To get the most out of these sessions, scribes should ditch the template reportage readers have seen for the past couple of years. Spare us the gossipy colour story of what defence ministers had for lunch and give us real value-add by going behind the scenes to find out the morsels of information which were actually traded over the meal.

In the days of the Soviet Union, some Kremlin watchers specialised in studying who stood where during those great military spectacles in Red Square. The same could be done for the Defence Minister's luncheon and one doesn't envy the lot of protocol officers tasked with seating arrangements as an inept seating plan might scupper rather than strengthen CDRs.

Did the Chinese and Americans talk over lunch or was it the most cursory of contacts? What was the banter like? Any veiled threats or coercion as forks and knives went into action? Unless the defence heavyweights dined on Haggis or puked over their sushi, I think the story on their lunch menu should be given a rest this year. It is done to death already.

Another template report surrounds the press interview usually granted by the United States Secretary of Defense (Secdef). News reports on the words that fall from the lips of Secdef of world's most powerful nation should not be done at the expense of regional players whose impact on the geo-strategic environment also count.

Yes, it would take some legwork to get such nuggets of information. But cultivating a staff officer from the assorted official entourages to give a non-attributable yet credible account of the state of play should be the end goal of defence correspondents assigned to watch the ASS Asia Security Summit.
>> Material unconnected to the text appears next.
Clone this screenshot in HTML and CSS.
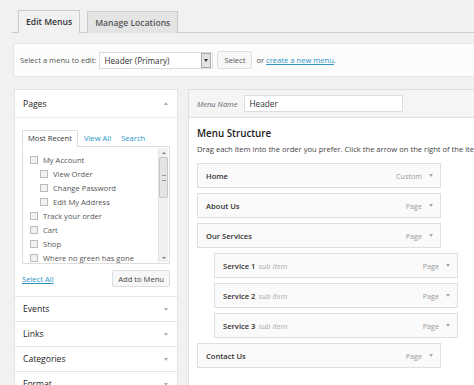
FILE: index.html
```
<!DOCTYPE html>
<html lang="en">
  <head>
    <title>Menus</title>
<link rel="stylesheet" href="styles.css">
  </head>
  <body>
    <div id="wrap">
      <div class="nav-tabs">
        <span class="nav-tab active">Edit Menus</span>
        <span class="nav-tab">Manage Locations</span>
      </div>

      <div class="manage-menus">
        <span class="manage-label">Select a menu to edit:</span>
        <span class="menu-select"><span class="sel-text">Header (Primary)</span><span class="sel-arrow"><i class="tri-down dark"></i></span></span>
        <span class="button">Select</span>
        <span class="or-new">or <a href="#">create a new menu</a>.</span>
      </div>

      <div class="columns">
        <div class="side">
          <div class="box">
            <div class="box-head"><span>Pages</span><i class="tri-up"></i></div>
            <div class="box-inside">
              <div class="tabs">
                <span class="tab active">Most Recent</span>
                <a class="tab" href="#">View All</a>
                <a class="tab" href="#">Search</a>
              </div>
              <div class="listing">
                <ul class="checklist">
                  <li><span class="cb"></span>My Account</li>
                  <li class="child"><span class="cb"></span>View Order</li>
                  <li class="child"><span class="cb"></span>Change Password</li>
                  <li class="child"><span class="cb"></span>Edit My Address</li>
                  <li><span class="cb"></span>Track your order</li>
                  <li><span class="cb"></span>Cart</li>
                  <li><span class="cb"></span>Shop</li>
                  <li><span class="cb"></span>Where no green has gone</li>
                </ul>
                <div class="scrollbar">
                  <span class="sb-btn"><i class="tri-up small"></i></span>
                  <span class="sb-thumb"><span class="grip"></span></span>
                  <span class="sb-track"></span>
                  <span class="sb-btn"><i class="tri-down small"></i></span>
                </div>
              </div>
              <div class="box-actions">
                <a href="#">Select All</a>
                <span class="button">Add to Menu</span>
              </div>
            </div>
          </div>
          <div class="box closed"><div class="box-head"><span>Events</span><i class="tri-down"></i></div></div>
          <div class="box closed"><div class="box-head"><span>Links</span><i class="tri-down"></i></div></div>
          <div class="box closed"><div class="box-head"><span>Categories</span><i class="tri-down"></i></div></div>
          <div class="box closed"><div class="box-head"><span>Format</span><i class="tri-down"></i></div></div>
        </div>

        <div class="menu-edit">
          <div class="menu-header">
            <label>Menu Name</label>
            <span class="name-input">Header</span>
          </div>
          <div class="menu-body">
            <h3>Menu Structure</h3>
            <p class="drag-hint">Drag each item into the order you prefer. Click the arrow on the right of the item to reveal additional configuration options.</p>
            <ul class="menu-items">
              <li class="item"><b>Home</b><span class="type">Custom</span><i class="tri-down"></i></li>
              <li class="item"><b>About Us</b><span class="type">Page</span><i class="tri-down"></i></li>
              <li class="item"><b>Our Services</b><span class="type">Page</span><i class="tri-down"></i></li>
              <li class="item depth-1"><b>Service 1</b><em>sub item</em><span class="type">Page</span><i class="tri-down"></i></li>
              <li class="item depth-1"><b>Service 2</b><em>sub item</em><span class="type">Page</span><i class="tri-down"></i></li>
              <li class="item depth-1"><b>Service 3</b><em>sub item</em><span class="type">Page</span><i class="tri-down"></i></li>
              <li class="item"><b>Contact Us</b><span class="type">Page</span><i class="tri-down"></i></li>
            </ul>
          </div>
        </div>
      </div>
    </div>
  </body>
</html>
```

FILE: styles.css
```
html, body { margin: 0; overflow: hidden; }
body { background: #f1f1f1; font-family: "Open Sans", "Liberation Sans", sans-serif; font-size: 7.6px; color: #444; width: 474px; height: 385px; white-space: nowrap; }
a { color: #2a95c5; }
ul { list-style: none; margin: 0; padding: 0; }

#wrap { padding-left: 12px; }

/* tabs */
.nav-tabs { display: flex; gap: 7px; padding: 10px 0 0 6px; border-bottom: 1px solid #ccc; height: 22px; }
.nav-tab { display: flex; align-items: center; justify-content: center; height: 21px; margin-top: 1px; padding: 0 7px; border: 1px solid #ccc; border-bottom: 0; background: #e4e4e4; color: #555; font-weight: 600; font-size: 8.6px; }
.nav-tab.active { background: #f1f1f1; color: #333; height: 22px; margin-top: 0; margin-bottom: -1px; padding: 0 7px; }

/* select bar */
.manage-menus { display: flex; align-items: center; margin: 10px 0 0 1px; height: 32px; background: #fcfcfc; border: 1px solid #e5e5e5; border-right: 0; padding-left: 6px; color: #555; }
.manage-label { margin-right: 3px; }
.menu-select { display: flex; align-items: center; width: 112px; height: 15px; border: 1px solid #ddd; background: #fff; font-size: 8.2px; color: #333; }
.sel-text { flex: 1; padding-left: 4px; }
.sel-arrow { display: flex; align-items: center; justify-content: center; width: 8px; height: 13px; margin-right: 1px; border: 1px solid #aaa; background: #e2e2e2; }
.button { display: inline-flex; align-items: center; justify-content: center; height: 16px; padding: 0 6px; border: 1px solid #ddd; background: #f7f7f7; color: #555; border-radius: 2px; margin-left: 4px; }
.or-new { margin-left: 4px; }

/* columns */
.columns { display: flex; gap: 10px; margin-top: 12px; margin-left: 2px; }
.side { width: 164px; flex: none; }

.box { background: #fff; border: 1px solid #e5e5e5; }
.box-head { display: flex; align-items: center; justify-content: space-between; height: 27px; padding: 0 9px 0 8px; font-size: 8.6px; color: #222; }
.box > .box-head { border-bottom: 1px solid #eee; }
.box.closed { border-top: 0; }
.box.closed .box-head { height: 24px; border-bottom: 0; }

.box-inside { padding: 12px 7px 9px 7px; }
.tabs { display: flex; align-items: flex-end; height: 16px; font-size: 7.6px; }
.tab { padding: 0 5px; height: 15px; line-height: 15px; text-decoration: none; }
.tab.active { border: 1px solid #ddd; border-bottom: 1px solid #fff; background: #fff; margin-bottom: -1px; color: #333; padding: 0 5px; }
a.tab { margin-left: 1px; }
a.tab + a.tab { margin-left: 0; }

.listing { display: flex; height: 116px; border: 1px solid #ddd; background: #fff; }
.checklist { flex: 1; padding-top: 6px; color: #555; }
.checklist li { display: flex; align-items: center; height: 14px; padding-left: 7px; }
.checklist li.child { padding-left: 17px; }
.cb { width: 6px; height: 6px; border: 1px solid #bbb; background: #f1f1f1; margin-right: 5px; flex: none; }
.scrollbar { display: flex; flex-direction: column; width: 9px; margin: 1px 1px 1px 0; background: #f0f0f0; border-left: 1px solid #e4e4e4; }
.sb-btn { display: flex; align-items: center; justify-content: center; height: 9px; }
.sb-thumb { display: flex; align-items: center; justify-content: center; height: 39px; background: #e4e4e4; border: 1px solid #c8c8c8; border-radius: 2px; }
.grip { width: 4px; height: 4px; border-top: 1px solid #999; border-bottom: 1px solid #999; }
.sb-track { flex: 1; }

.box-actions { display: flex; align-items: center; justify-content: space-between; margin-top: 6px; }
.box-actions .button { height: 15px; padding: 0 5px; color: #444; margin-right: 0; }

/* triangles */
.tri-down, .tri-up { display: inline-block; width: 0; height: 0; border-left: 2.5px solid transparent; border-right: 2.5px solid transparent; }
.tri-down { border-top: 3px solid #aaa; }
.tri-up { border-bottom: 3px solid #aaa; }
.tri-down.dark { border-top-color: #333; border-left-width: 2px; border-right-width: 2px; }
.small { border-left-width: 2px; border-right-width: 2px; }
.tri-up.small { border-bottom: 2px solid #777; }
.tri-down.small { border-top: 2px solid #777; }

/* menu edit */
.menu-edit { width: 300px; flex: none; background: #fff; border: 1px solid #dfdfdf; border-right: 0; height: 320px; }
.menu-header { display: flex; align-items: center; height: 27px; background: #f5f5f5; border-bottom: 1px solid #dfdfdf; padding-left: 8px; }
.menu-header label { font-style: italic; font-size: 7.5px; color: #666; margin-right: 7px; }
.name-input { display: flex; align-items: center; width: 153px; height: 15px; padding-left: 4px; background: #fff; border: 1px solid #ddd; font-size: 8.3px; color: #333; }
.menu-body { padding: 9px 0 0 8px; }
.menu-body h3 { margin: 0; font-size: 9.8px; font-weight: 600; color: #222; line-height: 14px; }
.drag-hint { margin: 1px 0 0; font-size: 7.6px; color: #444; line-height: 14px; }
.menu-items { margin-top: 7px; }
.item { display: flex; align-items: center; width: 227px; height: 23px; margin-bottom: 5px; padding: 0 7px 0 8px; border: 1px solid #dfdfdf; background: #fafafa; }
.item b { font-weight: 600; color: #333; font-size: 7.6px; }
.item em { margin-left: 3px; color: #aaa; }
.item .type { margin-left: auto; margin-right: 7px; color: #999; font-size: 7.2px; }
.item.depth-1 { margin-left: 17px; }
```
Just compare the copy filed by the bevy of Pentagon correspondents who trail in Secdef Leon Panetta's wake to get an idea of how it should be done.

1 comment:

Anonymous said...

I'm S'porean living overseas so my access to the Shangri-la Dialogue is mainly from online sources like Reuters, DefenseNews, and youtube. You're probably aware IISS has series of videos from the recent Asia Security Summit at:
I agree with your assessment on the importance of what participant say, and what goes on behind the scene has massive strategic implications for the region (such as China sending it's Def Min for the 1st time to diffuse tension with Asean states last year regarding it's rising military spending).
The local media probably did not put these reports on the front pages as most of the ~3.5 million S'poreans are apathetic about these meetings. In countries with larger populations, there's naturally a larger number of people more interested in these issues.